Prevalence of non-monogamous relationships. Some studies estimate around 3–7% of adults to be currently in consensual non-monogamous arrangements (with up to 20% having done so at some point in their lives). Others put that number at 4–5% of partnered people. (These numbers are similar to the percent of the population that identifies as LGB).
• Outlooks on non-monogamy. 34% of individuals polled describe their ideal relationship as something other than complete monogamy. (At the same time, roughly two-thirds oppose legalizing polygamy). 25% say they would be interesting in an open relationship, with men (32%) expressing more interest than women (19%)”

Monogamy and non-monogamy in the animal kingdom. Around 3% of mammal species are socially monogamous (for birds, it is the other way around, with monogamy being commonplace). Some monogamous mammals, such as gibbons, tend to mate for life, but also cheat, breakup, and ‘remarry’. The ‘free love’ bonobos now join the promiscuous chimpanzees as our closest relatives
Why monogamy developed in human societies. While most primitive societies were polygamous, some explanations for the development of monogamy point towards monogamy as a counter to the risk of infanticide, as a way to maintain a close-knit society within a burgeoning civilization, and as a method for cooperative breeding and child-raising (with kin of either parent participating)
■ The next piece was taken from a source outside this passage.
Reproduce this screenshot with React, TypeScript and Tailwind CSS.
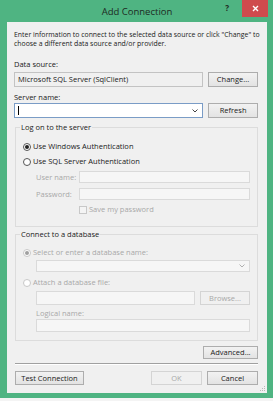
import React from 'react';

const font = { fontFamily: '"Open Sans", "Noto Sans", sans-serif' };

function Btn({ label, w, disabled }: { label: string; w: string; disabled?: boolean }) {
  return (
    <div
      className={`${w} h-full flex items-center justify-center border ${
        disabled
          ? 'border-[#d4d4d4] bg-[#f0f0f0] text-[#a8a8a8]'
          : 'border-[#adadad] bg-gradient-to-b from-[#f2f2f2] to-[#e3e3e3] text-[#1a1a1a]'
      }`}
    >
      {label}
    </div>
  );
}

function Radio({ checked, disabled }: { checked?: boolean; disabled?: boolean }) {
  return (
    <div
      className={`w-[8px] h-[8px] rounded-full border flex items-center justify-center bg-white ${
        disabled ? 'border-[#c8c8c8]' : 'border-[#555]'
      }`}
    >
      {checked && <div className={`w-[4px] h-[4px] rounded-full ${disabled ? 'bg-[#a0a0a0]' : 'bg-[#222]'}`} />}
    </div>
  );
}

function Chevron({ color }: { color: string }) {
  return (
    <svg width="6" height="4" viewBox="0 0 6 4">
      <path d="M0.5 0.5 L3 3 L5.5 0.5" stroke={color} strokeWidth="1" fill="none" />
    </svg>
  );
}

export default function App() {
  return (
    <div className="w-[273px] h-[401px] bg-[#f4f4f4] text-[7.5px] leading-[9px]" style={font}>
      <div className="h-[398px] bg-[#4fb482] pl-[7px] pr-[6px] pb-[5px] flex flex-col">
        {/* title bar */}
        <div className="h-[22px] relative flex items-center justify-center">
          <span className="text-[9.5px] text-[#1e2a22]">Add Connection</span>
          <span className="absolute top-[3px] right-[38px] text-[8px] font-bold text-[#1e2a22]">?</span>
          <div className="absolute top-0 right-[-1px] w-[26px] h-[17px] bg-[#cf4b4d] flex items-center justify-center">
            <svg width="7" height="7" viewBox="0 0 7 7">
              <path d="M1 1 L6 6 M6 1 L1 6" stroke="#fff" strokeWidth="1.4" />
            </svg>
          </div>
        </div>

        {/* content */}
        <div className="h-[371px] bg-[#f0f0f0] pl-[7px] pr-[9px] pt-[8px] text-[#1a1a1a] flex flex-col relative">
          <p className="whitespace-nowrap text-[6.9px]">
            Enter information to connect to the selected data source or click "Change" to
            <br />
            choose a different data source and/or provider.
          </p>

          <div className="mt-[12px]">Data source:</div>
          <div className="mt-[3px] h-[15px] flex gap-[5px]">
            <div className="w-[189px] h-full border border-[#c3c3c3] bg-[#f0f0f0] flex items-center pl-[3px]">
              Microsoft SQL Server (SqlClient)
            </div>
            <Btn label="Change..." w="w-[50px]" />
          </div>

          <div className="mt-[6px]">Server name:</div>
          <div className="mt-[1px] h-[15px] flex gap-[5px]">
            <div className="w-[190px] h-full border border-[#7a9cc6] bg-white flex items-center justify-between pl-[3px] pr-[4px]">
              <div className="w-px h-[9px] bg-black" />
              <Chevron color="#444" />
            </div>
            <Btn label="Refresh" w="w-[50px]" />
          </div>

          {/* Log on group */}
          <div className="mt-[9px] ml-[1px] h-[100px] border border-[#dcdcdc] relative flex flex-col pl-[7px] pr-[7px]">
            <span className="absolute top-[-5px] left-[4px] bg-[#f0f0f0] px-[1px]">Log on to the server</span>
            <div className="mt-[14px] flex items-center gap-[2px]">
              <Radio checked />
              <span>Use Windows Authentication</span>
            </div>
            <div className="mt-[6px] flex items-center gap-[2px]">
              <Radio />
              <span>Use SQL Server Authentication</span>
            </div>
            <div className="mt-[5px] ml-[13px] h-[12px] flex items-center text-[#a8a8a8]">
              <span className="w-[43px]">User name:</span>
              <div className="flex-1 h-full border border-[#dadada] bg-[#f6f6f6]" />
            </div>
            <div className="mt-[5px] ml-[13px] h-[12px] flex items-center text-[#a8a8a8]">
              <span className="w-[43px]">Password:</span>
              <div className="flex-1 h-full border border-[#dadada] bg-[#f6f6f6]" />
            </div>
            <div className="mt-[5px] ml-[56px] flex items-center gap-[2px] text-[#a8a8a8]">
              <div className="w-[8px] h-[8px] border border-[#c8c8c8] bg-[#f4f4f4]" />
              <span>Save my password</span>
            </div>
          </div>

          {/* Connect group */}
          <div className="mt-[7px] ml-[1px] h-[107px] border border-[#dcdcdc] relative flex flex-col pl-[7px] pr-[7px] text-[#a8a8a8]">
            <span className="absolute top-[-5px] left-[4px] bg-[#f0f0f0] px-[1px] text-[#1a1a1a]">Connect to a database</span>
            <div className="mt-[13px] flex items-center gap-[2px]">
              <Radio checked disabled />
              <span>Select or enter a database name:</span>
            </div>
            <div className="mt-[3px] ml-[13px] h-[12px] border border-[#dadada] bg-[#f6f6f6] flex items-center justify-end pr-[4px]">
              <Chevron color="#b0b0b0" />
            </div>
            <div className="mt-[6px] flex items-center gap-[2px]">
              <Radio disabled />
              <span>Attach a database file:</span>
            </div>
            <div className="mt-[4px] ml-[13px] h-[14px] flex gap-[5px]">
              <div className="w-[159px] h-full border border-[#dadada] bg-[#f6f6f6]" />
              <Btn label="Browse..." w="w-[50px]" disabled />
            </div>
            <div className="mt-[4px] ml-[13px]">Logical name:</div>
            <div className="mt-[1px] ml-[13px] h-[13px] border border-[#dadada] bg-[#f6f6f6]" />
          </div>

          <div className="mt-[5px] h-[13px] flex justify-end">
            <Btn label="Advanced..." w="w-[55px]" />
          </div>

          <div className="mt-[4px] ml-[1px] h-[2px] border-t border-[#a0a0a0] border-b border-b-white" />

          <div className="mt-[6px] ml-[1px] h-[14px] flex">
            <Btn label="Test Connection" w="w-[69px]" />
            <div className="flex-1" />
            <Btn label="OK" w="w-[51px]" disabled />
            <div className="w-[5px]" />
            <Btn label="Cancel" w="w-[51px]" />
          </div>

          {/* resize grip */}
          <svg className="absolute right-[1px] bottom-[1px]" width="6" height="6" viewBox="0 0 6 6">
            <rect x="4" y="0" width="1" height="1" fill="#b8b8b8" />
            <rect x="2" y="2" width="1" height="1" fill="#b8b8b8" />
            <rect x="4" y="2" width="1" height="1" fill="#b8b8b8" />
            <rect x="0" y="4" width="1" height="1" fill="#b8b8b8" />
            <rect x="2" y="4" width="1" height="1" fill="#b8b8b8" />
            <rect x="4" y="4" width="1" height="1" fill="#b8b8b8" />
          </svg>
        </div>
      </div>
    </div>
  );
}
Relationship satisfaction. While relationship satisfaction between monogamous and non-monogamous couples tends to be similar, there are more differences when broken down by sex and type of non-monogamous relationship. In addition, “having a match between one’s actual relationship type and one’s preferred relationship type was associated with greater relationship satisfaction. In general, men tend to express greater interest in non-monogamy compared to woman, and yet, research seems to indicate slightly lower satisfaction for men in non-monogamous relationships compared to monogamous ones, with the opposite for woman. The highest levels of relationship and sexual satisfaction seems to be reported by female partners in swinger relationships, with the lowest levels of satisfaction among the non-practicing partner in a mixed non-monogamous relationship (where one partner is open but the other is not)
• Sexual and relationship satisfaction by relationship type* (Journal of Social and Personal Relationships). Polyamorous couples reported both higher levels of relationship quality and higher sexual satisfaction compared to monogamous couples. They were also more likely to report orgasming in their last encounter (84% versus 72% for monogamous couples). Couples in open relationships, on the other hand, reported significantly lower levels of relationship quality, though with equivalent levels of sexual satisfaction along with higher rates of orgasm (83% versus 72%). Couples in swinger relationships reported equivalent levels of relationship quality, and higher levels of sexual satisfaction, with a much higher orgasm rate of 92% versus 72%. (Journal of Social and Personal Relationships)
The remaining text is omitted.